An author who knows how to tell an exciting war story, Military History editor-in-chief Harding (Last to Die: A Defeated Empire, a Forgotten Mission, and the Last American Killed in World War II, 2015, etc.) delves into the incredible survival tale of Lt. Hugh Miller after the Strong was struck by a Japanese torpedo in a brief bombardment engagement in the Kula Gulf on July 5, 1943. The lethal engagement occurred during the American thrust to retake the Solomon Islands; Guadalcanal had been seized by the Americans in January, and the Strong was part of Task Group 36.1, whose mission was to create havoc in the Kula Gulf so that American forces could make an amphibious landing on New Georgia. As the ship went down, former college football star Miller was one of the last to vacate the ship. While a nearby ship picked up the rest of the crew, Miller and several others were blasted unconscious by the detonation of the sinking ship’s depth charges.
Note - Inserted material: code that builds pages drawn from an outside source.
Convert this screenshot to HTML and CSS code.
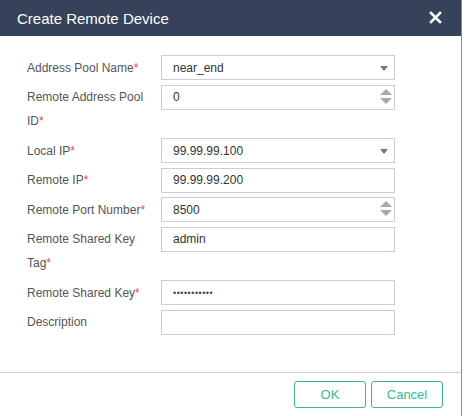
FILE: index.html
```html
<!DOCTYPE html>
<html lang="en">
<head>
    <meta charset="UTF-8">
    <title>Create Remote Device</title>
    <link rel="stylesheet" href="styles.css">
</head>
<body>
    <div class="dialog">
        <div class="dialog-head">
            <span class="dialog-title">Create Remote Device</span>
            <svg class="close" width="13" height="13" viewBox="0 0 13 13">
                <path d="M2 2 L11 11 M11 2 L2 11" stroke="#fff" stroke-width="2.6" stroke-linecap="square"/>
            </svg>
        </div>

        <div class="form">
            <div class="row">
                <div class="label">Address Pool Name<span class="req">*</span></div>
                <div class="field">
                    <span class="val">near_end</span>
                    <span class="arrow-down"></span>
                </div>
            </div>
            <div class="row">
                <div class="label">Remote Address Pool ID<span class="req">*</span></div>
                <div class="field">
                    <span class="val">0</span>
                    <span class="spin"><span class="up"></span><span class="down"></span></span>
                </div>
            </div>
            <div class="row">
                <div class="label">Local IP<span class="req">*</span></div>
                <div class="field">
                    <span class="val">99.99.99.100</span>
                    <span class="arrow-down"></span>
                </div>
            </div>
            <div class="row">
                <div class="label">Remote IP<span class="req">*</span></div>
                <div class="field"><span class="val">99.99.99.200</span></div>
            </div>
            <div class="row">
                <div class="label">Remote Port Number<span class="req">*</span></div>
                <div class="field">
                    <span class="val">8500</span>
                    <span class="spin"><span class="up"></span><span class="down"></span></span>
                </div>
            </div>
            <div class="row">
                <div class="label">Remote Shared Key Tag<span class="req">*</span></div>
                <div class="field"><span class="val">admin</span></div>
            </div>
            <div class="row">
                <div class="label">Remote Shared Key<span class="req">*</span></div>
                <div class="field"><span class="val dots">&bull;&bull;&bull;&bull;&bull;&bull;&bull;&bull;&bull;&bull;&bull;</span></div>
            </div>
            <div class="row">
                <div class="label">Description</div>
                <div class="field"></div>
            </div>
        </div>

        <div class="dialog-foot">
            <button class="btn">OK</button>
            <button class="btn">Cancel</button>
        </div>
    </div>
</body>
</html>
```

FILE: styles.css
```css
body {
    margin: 0;
    background-color: #fff;
    font-family: "Liberation Sans", Arial, sans-serif;
}

.dialog {
    width: 461px;
    height: 416px;
    border-right: 1px solid #8a8a8a;
    background-color: #fff;
}

.dialog-head {
    height: 36px;
    background-color: #36425a;
    display: flex;
    align-items: center;
    justify-content: space-between;
    padding: 0 19px 0 17px;
}

.dialog-title {
    color: #fff;
    font-size: 15px;
}

.close {
    display: block;
    margin-top: -1px;
}

.form {
    padding: 19px 0 0 27px;
    height: 317px;
    border-bottom: 1px solid #cfcce0;
}

.row {
    display: flex;
    align-items: flex-start;
    margin-bottom: 4.5px;
}

.label {
    width: 124px;
    margin-right: 10px;
    font-size: 12px;
    line-height: 24px;
    padding-top: 0.5px;
    margin-bottom: 0.5px;
    color: #555;
}

.req {
    color: #e8454f;
}

.field {
    position: relative;
    width: 221px;
    height: 23px;
    border: 1px solid #cccbdb;
    display: flex;
    align-items: center;
    padding-left: 11px;
    box-sizing: content-box;
    font-size: 12px;
    color: #333;
}

.dots {
    font-size: 9px;
    letter-spacing: 0.5px;
    color: #444;
}

.arrow-down {
    position: absolute;
    right: 6px;
    top: 10px;
    width: 0;
    height: 0;
    border-left: 4px solid transparent;
    border-right: 4px solid transparent;
    border-top: 5px solid #6f7785;
}

.spin {
    position: absolute;
    right: 2px;
    top: 3px;
    display: flex;
    flex-direction: column;
    gap: 3px;
}

.spin .up {
    width: 0;
    height: 0;
    border-left: 6px solid transparent;
    border-right: 6px solid transparent;
    border-bottom: 6px solid #a9a9ad;
}

.spin .down {
    width: 0;
    height: 0;
    border-left: 6px solid transparent;
    border-right: 6px solid transparent;
    border-top: 6px solid #a9a9ad;
}

.dialog-foot {
    display: flex;
    justify-content: flex-end;
    gap: 5px;
    padding: 8px 18px 0 0;
}

.btn {
    width: 72px;
    height: 27px;
    border: 1px solid #3bb88a;
    border-radius: 3px;
    background-color: #fff;
    color: #3bb88a;
    font-family: "Liberation Sans", Arial, sans-serif;
    font-size: 13px;
    padding: 0;
}
```
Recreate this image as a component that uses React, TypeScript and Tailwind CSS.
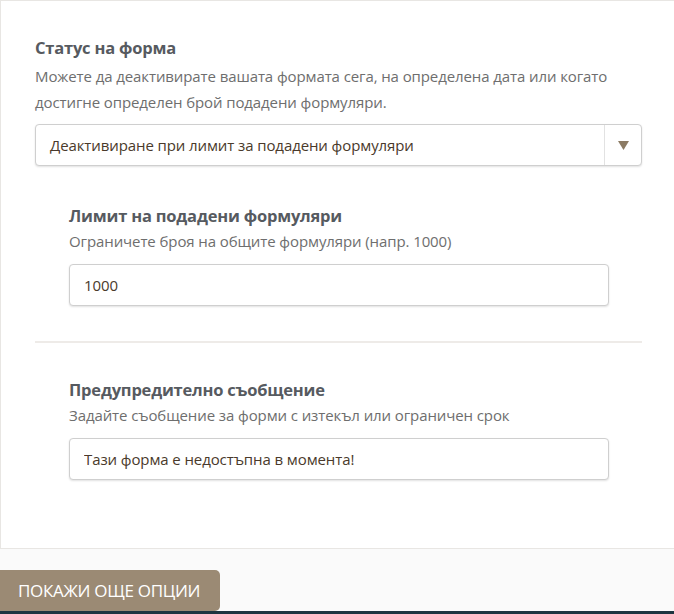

Adrift on a floater net they had caught, the shipwrecked men washed ashore on Arundel Island a few days later, barely alive and suffering from oil ingestion, sunburn, and dehydration. From this point, Harding builds the suspense with intricate detail—and refreshingly, without, phony dialogue—of finding refuge, water, and food (coconuts) to sustain them, though several of the men died immediately. As their superior, and knowing he was severely wounded, Miller ordered the three survivors to take off toward New Georgia and leave him to die—or so he believed. However, Miller gained strength and used his hunting skills to avoid capture by the constantly patrolling Japanese; while hiding and prowling, he even collected intelligence as he prayed for rescue.
An amazing journey through adversity and desperation.